John Kerry's stint as TV spokesman for Obama may make people feel good that he's expressing Obama's views well, but in the last month he's lost the war on Iraq despite Obama's trip there to and Afghanistan - Obama has lost ground to McCain on that very war issue.

Didn't it occur to you for a second that maybe, just maybe, Obama slipped in the polls because of the effective McCain ads, in which Kerry did not appear once? Didn't it occur to you that the slump was due to Obama holding an unpopular view on drilling?
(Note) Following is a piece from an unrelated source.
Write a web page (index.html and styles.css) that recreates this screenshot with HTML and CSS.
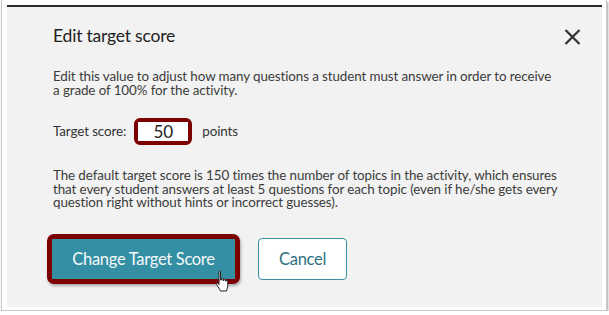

No. Let's blame John Kerry.

Puhlease.

It was specifically referring to polling results on the Iraq position, and evaluating Kerry's luke-warm performance directly. That's an area where Obama should have gotten a bump, and someone should have done a better job on TV countering the "he didn't visit the wounded troops" smears. Who would that have been? Lessee,....surrogate-in-chief.... John Kerry?

Here's one from Commentary Magazine

During an interview last Sunday on “Meet the Press,” Senator John Kerry said

Barack Obama doesn’t want to drill offshore, doesn’t believe it’s the thing to do. There’s a very–there’s a four-state carefully circumscribed proposal in that, that, in that initiative that, that could conceivably allow some drilling. He doesn’t want to do that.

But in a “Fox News Sunday” interview, former Majority Leader Tom Daschle said

Barack Obama has always been in favor of offshore drilling.